Plasma model

Equations for the plasma density \(n\), pressure \(p\) and momentum \(m_inV_{||i}\) are evolved:

\[\begin{split}\begin{aligned} \frac{\partial n}{\partial t} &=& - \nabla\cdot\left( \mathbf{b}V_{||} n\right) + S_n - S\\ \frac{\partial}{\partial t}\left(\frac{3}{2}p\right) &=& -\nabla\cdot\mathbf{q} + V_{||}\partial_{||}p + S_p - E - R \\ \frac{\partial}{\partial t}\left(m_i nV_{||}\right) &=& -\nabla\cdot\left(m_inV_{||}\mathbf{b}V_{||}\right) - \partial_{||} p - F\\ j_{||} &=& 0 \\ T_i &=& T_e = \frac{1}{2}\frac{p}{en} \\ \mathbf{q} &=& \frac{5}{2}p\mathbf{b}V_{||} - \kappa_{||e}\partial_{||}T_e\end{aligned}\end{split}\]

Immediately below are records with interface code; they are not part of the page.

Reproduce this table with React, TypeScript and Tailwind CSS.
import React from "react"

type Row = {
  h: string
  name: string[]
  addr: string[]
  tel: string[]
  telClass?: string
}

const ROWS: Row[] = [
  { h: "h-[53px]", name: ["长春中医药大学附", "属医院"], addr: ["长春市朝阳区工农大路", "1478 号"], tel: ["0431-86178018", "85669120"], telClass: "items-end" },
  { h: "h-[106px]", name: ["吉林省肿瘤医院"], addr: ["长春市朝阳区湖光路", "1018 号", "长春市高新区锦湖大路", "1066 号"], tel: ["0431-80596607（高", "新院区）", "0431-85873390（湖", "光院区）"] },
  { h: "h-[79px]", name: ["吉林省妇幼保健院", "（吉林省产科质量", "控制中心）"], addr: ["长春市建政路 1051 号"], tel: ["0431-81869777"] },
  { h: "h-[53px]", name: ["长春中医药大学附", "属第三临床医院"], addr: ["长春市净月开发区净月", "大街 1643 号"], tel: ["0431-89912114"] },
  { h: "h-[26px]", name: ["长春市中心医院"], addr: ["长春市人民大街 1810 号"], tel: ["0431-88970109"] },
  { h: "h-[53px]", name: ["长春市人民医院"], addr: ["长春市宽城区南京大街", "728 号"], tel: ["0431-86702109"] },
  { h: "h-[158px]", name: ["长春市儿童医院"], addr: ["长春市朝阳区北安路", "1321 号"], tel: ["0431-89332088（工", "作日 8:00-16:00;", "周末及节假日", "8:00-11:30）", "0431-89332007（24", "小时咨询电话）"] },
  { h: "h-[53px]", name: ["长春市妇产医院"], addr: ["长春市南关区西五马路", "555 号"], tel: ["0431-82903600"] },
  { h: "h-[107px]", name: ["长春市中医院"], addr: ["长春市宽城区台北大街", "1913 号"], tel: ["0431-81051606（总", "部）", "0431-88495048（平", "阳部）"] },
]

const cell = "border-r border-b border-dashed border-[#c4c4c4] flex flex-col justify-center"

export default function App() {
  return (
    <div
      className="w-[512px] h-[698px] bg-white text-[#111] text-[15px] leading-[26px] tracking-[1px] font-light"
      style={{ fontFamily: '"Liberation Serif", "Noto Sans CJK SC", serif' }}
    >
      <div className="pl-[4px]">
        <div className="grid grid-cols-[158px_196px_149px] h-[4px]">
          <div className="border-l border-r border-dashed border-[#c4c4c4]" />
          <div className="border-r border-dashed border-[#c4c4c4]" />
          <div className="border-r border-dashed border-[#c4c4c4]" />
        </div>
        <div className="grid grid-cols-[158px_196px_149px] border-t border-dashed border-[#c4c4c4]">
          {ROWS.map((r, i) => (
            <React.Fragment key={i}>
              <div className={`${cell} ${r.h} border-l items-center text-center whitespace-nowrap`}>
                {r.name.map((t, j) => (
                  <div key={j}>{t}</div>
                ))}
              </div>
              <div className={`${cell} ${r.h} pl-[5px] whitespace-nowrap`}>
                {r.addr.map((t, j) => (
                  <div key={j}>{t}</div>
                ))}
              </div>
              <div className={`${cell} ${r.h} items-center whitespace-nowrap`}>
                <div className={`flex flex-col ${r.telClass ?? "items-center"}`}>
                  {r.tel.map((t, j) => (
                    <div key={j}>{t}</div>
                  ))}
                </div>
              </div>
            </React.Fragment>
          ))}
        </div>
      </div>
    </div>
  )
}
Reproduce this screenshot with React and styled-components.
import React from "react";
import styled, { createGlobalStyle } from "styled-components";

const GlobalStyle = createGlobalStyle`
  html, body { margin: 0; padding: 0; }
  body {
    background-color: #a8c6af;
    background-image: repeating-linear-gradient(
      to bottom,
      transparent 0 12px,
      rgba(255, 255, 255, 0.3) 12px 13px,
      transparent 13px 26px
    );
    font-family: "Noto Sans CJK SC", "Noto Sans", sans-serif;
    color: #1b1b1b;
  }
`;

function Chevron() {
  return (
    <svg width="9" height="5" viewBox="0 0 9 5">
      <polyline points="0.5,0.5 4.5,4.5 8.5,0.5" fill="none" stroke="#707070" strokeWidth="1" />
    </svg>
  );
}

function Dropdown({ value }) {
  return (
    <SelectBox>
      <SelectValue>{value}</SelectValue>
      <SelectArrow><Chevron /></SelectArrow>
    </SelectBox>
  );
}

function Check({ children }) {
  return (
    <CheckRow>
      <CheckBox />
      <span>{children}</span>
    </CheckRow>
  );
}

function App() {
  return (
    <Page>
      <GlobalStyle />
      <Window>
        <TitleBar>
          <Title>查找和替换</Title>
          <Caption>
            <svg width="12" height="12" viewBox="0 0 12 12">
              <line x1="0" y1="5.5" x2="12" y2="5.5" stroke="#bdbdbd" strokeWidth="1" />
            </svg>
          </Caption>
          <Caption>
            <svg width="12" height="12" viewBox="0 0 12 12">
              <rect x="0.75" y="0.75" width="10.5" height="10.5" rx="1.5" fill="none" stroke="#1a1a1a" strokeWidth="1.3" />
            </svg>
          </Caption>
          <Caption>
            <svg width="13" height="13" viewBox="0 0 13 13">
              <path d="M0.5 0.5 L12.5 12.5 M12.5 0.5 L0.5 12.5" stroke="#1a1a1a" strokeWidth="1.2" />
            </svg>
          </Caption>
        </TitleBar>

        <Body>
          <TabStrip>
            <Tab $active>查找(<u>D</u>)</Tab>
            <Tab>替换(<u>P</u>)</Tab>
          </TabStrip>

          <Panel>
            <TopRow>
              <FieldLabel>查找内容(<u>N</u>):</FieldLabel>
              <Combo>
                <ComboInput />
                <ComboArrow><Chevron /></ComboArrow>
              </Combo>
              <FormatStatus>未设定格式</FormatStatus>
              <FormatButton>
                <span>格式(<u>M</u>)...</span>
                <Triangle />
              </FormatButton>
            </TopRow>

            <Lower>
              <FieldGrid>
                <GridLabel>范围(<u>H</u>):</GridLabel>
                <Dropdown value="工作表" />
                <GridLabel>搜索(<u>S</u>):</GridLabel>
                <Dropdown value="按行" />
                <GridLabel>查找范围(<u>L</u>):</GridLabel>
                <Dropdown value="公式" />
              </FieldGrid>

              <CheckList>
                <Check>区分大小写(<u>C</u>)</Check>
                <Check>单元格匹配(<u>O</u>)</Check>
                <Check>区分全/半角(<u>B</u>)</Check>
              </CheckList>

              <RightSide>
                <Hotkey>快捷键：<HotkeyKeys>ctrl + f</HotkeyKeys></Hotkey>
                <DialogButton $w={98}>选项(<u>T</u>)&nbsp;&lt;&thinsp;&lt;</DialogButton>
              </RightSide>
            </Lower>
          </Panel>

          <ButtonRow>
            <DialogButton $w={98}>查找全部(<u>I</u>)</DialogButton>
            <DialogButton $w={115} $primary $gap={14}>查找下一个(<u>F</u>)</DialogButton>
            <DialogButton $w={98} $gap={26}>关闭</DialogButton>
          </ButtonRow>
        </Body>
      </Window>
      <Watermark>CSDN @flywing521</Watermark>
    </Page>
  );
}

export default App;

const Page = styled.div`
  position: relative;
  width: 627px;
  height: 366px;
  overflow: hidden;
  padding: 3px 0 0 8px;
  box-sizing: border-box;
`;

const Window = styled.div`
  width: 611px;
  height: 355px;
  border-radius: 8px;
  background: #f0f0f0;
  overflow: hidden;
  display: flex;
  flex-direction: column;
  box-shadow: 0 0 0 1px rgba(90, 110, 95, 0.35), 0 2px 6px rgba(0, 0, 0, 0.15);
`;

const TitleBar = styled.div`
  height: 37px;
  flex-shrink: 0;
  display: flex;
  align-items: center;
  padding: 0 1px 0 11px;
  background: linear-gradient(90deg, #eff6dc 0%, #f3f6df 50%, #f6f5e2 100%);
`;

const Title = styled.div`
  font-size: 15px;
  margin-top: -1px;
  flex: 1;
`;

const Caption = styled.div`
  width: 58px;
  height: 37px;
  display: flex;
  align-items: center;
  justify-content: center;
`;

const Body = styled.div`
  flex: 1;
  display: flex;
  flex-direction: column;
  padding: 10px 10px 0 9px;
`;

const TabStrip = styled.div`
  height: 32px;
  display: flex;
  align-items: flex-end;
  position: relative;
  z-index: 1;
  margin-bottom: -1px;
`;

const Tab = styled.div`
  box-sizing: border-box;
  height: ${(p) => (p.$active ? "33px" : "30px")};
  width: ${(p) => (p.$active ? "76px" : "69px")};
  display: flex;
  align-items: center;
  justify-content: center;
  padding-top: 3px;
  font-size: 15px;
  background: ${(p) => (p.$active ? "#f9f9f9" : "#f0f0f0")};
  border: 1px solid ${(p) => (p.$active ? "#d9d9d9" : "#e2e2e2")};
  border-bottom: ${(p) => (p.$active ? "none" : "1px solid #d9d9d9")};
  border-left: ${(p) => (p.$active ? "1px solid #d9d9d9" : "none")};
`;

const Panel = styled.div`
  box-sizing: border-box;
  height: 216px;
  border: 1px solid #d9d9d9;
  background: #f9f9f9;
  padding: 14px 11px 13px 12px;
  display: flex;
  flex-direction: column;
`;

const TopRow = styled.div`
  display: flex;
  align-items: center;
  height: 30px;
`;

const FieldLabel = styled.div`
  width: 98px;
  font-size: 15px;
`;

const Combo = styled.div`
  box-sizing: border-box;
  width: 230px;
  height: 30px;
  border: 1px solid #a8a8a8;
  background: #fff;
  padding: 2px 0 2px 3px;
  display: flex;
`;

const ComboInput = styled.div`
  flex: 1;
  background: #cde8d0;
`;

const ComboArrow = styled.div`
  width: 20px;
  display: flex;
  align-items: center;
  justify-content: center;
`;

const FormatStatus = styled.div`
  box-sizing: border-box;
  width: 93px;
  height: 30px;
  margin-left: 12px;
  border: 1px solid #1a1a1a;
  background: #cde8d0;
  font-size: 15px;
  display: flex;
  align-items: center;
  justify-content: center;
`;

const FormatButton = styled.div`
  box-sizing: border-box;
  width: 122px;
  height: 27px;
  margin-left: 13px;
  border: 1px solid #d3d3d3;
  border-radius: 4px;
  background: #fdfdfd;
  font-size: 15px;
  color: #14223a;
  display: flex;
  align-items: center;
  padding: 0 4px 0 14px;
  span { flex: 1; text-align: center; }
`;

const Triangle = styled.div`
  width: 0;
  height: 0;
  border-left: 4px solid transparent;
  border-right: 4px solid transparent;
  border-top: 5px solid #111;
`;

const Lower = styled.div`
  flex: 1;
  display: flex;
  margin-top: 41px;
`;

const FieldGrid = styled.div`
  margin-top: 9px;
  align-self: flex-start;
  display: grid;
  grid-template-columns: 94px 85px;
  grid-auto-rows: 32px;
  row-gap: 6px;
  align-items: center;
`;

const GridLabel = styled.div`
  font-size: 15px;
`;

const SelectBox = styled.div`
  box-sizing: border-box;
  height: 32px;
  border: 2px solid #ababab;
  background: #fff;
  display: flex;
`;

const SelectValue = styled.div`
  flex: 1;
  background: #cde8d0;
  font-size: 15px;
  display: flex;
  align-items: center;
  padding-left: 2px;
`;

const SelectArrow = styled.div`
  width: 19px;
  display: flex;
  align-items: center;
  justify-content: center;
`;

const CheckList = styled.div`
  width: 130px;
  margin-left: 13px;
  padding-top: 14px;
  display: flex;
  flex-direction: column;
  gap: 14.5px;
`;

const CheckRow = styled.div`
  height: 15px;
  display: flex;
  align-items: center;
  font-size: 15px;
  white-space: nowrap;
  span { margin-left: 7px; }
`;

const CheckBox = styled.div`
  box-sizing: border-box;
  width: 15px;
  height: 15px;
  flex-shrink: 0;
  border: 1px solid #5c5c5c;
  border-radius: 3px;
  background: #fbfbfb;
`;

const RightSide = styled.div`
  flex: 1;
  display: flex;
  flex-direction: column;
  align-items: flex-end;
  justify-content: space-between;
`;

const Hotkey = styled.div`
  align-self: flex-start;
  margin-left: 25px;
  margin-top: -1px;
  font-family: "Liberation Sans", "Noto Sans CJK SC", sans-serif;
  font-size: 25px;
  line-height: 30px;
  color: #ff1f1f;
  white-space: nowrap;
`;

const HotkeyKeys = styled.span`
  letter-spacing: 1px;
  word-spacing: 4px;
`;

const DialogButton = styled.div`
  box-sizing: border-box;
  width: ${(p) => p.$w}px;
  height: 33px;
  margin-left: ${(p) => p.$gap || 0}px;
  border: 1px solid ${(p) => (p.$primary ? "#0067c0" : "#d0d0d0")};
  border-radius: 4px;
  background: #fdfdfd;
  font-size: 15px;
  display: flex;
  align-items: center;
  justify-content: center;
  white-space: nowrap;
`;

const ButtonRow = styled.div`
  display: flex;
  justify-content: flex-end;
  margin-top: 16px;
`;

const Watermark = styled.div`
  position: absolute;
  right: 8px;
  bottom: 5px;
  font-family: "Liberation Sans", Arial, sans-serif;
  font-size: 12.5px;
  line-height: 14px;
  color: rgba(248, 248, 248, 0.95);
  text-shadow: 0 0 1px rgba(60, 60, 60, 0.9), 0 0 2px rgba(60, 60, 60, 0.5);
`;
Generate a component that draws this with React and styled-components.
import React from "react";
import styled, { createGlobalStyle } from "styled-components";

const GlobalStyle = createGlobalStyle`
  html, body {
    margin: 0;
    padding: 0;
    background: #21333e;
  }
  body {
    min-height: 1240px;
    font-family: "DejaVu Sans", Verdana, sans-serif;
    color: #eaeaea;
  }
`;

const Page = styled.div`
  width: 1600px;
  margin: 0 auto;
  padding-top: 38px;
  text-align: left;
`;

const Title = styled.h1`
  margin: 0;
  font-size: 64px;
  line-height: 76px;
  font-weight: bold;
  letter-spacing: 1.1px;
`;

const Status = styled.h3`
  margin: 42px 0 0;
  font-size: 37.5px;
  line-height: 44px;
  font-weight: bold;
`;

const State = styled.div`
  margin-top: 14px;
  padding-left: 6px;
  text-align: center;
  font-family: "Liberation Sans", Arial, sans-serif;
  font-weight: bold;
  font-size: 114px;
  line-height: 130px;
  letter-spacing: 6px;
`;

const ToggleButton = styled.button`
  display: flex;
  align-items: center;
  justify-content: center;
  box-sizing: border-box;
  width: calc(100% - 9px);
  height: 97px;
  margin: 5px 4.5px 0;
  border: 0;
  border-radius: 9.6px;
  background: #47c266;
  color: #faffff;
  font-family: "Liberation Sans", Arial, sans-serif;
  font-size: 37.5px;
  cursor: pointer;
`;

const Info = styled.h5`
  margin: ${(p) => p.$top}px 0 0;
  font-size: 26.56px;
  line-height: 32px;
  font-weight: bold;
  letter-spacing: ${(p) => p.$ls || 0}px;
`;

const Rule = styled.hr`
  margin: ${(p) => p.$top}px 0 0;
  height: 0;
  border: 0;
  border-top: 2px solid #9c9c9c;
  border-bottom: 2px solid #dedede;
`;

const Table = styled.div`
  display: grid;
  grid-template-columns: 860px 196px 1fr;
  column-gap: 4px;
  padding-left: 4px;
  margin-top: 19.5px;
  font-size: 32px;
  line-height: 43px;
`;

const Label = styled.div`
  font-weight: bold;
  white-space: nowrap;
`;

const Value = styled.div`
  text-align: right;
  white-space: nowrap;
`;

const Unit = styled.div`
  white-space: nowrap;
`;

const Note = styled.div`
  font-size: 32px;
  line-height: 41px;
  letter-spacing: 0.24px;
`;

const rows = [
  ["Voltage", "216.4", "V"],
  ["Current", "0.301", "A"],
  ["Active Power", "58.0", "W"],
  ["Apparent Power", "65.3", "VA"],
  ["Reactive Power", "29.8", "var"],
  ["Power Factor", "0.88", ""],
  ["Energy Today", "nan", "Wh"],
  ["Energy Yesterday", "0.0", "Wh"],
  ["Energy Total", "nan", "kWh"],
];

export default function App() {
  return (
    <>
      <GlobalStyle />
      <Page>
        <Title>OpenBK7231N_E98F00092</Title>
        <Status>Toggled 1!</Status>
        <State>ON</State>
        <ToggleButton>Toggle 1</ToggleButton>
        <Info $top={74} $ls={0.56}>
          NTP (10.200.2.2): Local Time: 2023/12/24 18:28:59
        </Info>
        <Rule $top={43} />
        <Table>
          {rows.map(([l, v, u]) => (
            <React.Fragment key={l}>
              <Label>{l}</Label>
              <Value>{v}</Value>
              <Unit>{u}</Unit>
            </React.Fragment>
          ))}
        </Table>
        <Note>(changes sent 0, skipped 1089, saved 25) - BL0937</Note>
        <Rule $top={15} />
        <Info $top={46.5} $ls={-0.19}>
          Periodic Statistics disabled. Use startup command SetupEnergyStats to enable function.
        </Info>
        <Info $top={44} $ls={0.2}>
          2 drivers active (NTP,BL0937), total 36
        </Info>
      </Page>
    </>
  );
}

Which has a conserved energy:

\[\int_V \left[ \frac{1}{2}m_inV_{||i}^2 + \frac{3}{2}p \right] dV\]

The heat conduction coefficient \(\kappa_{||e}\) is a nonlinear function of temperature \(T_e\):

\[\kappa_{||e} = \kappa_0 T_e^{5/2}\]

where \(\kappa_0\) is a constant. See section 8 for details.

Operators are:

\[\partial_{||}f = \mathbf{b}\cdot\nabla f \qquad \nabla_{||} f = \nabla\cdot\left(\mathbf{b} f\right)\]

Heat conduction

Spitzer heat conduction is used

\[\kappa_{||e} = 3.2\frac{ne^2T\tau_e}{m_e} \simeq 3.1\times 10^4 \frac{T^{5/2}}{\ln \Lambda}\]

which has units of W/m/eV so that in the formula \(q = -\kappa_{||e} \nabla T\), \(q\) has units of Watts per m\(^2\) and \(T\) has units of \(eV\). This uses the electron collision time:

\[\tau_e = \frac{6\sqrt{2}\pi^{3/2}\epsilon_0^2\sqrt{m_e}T_e^{3/2}}{\ln \Lambda e^{2.5} n} \simeq 3.44\times 10^{11} \frac{T_e^{3/2}}{\ln \Lambda n}\]

in seconds, where \(Te\) is in eV, and \(n\) is in m\(^{-3}\).

Normalising by the quantities in table 1 gives

\[\hat{\kappa}_{||e} = 3.2 \hat{n}\hat{T}_e\frac{m_i}{m_e}\tau_e\Omega_{ci}\]

where hats indicate normalised (dimensionless) variables.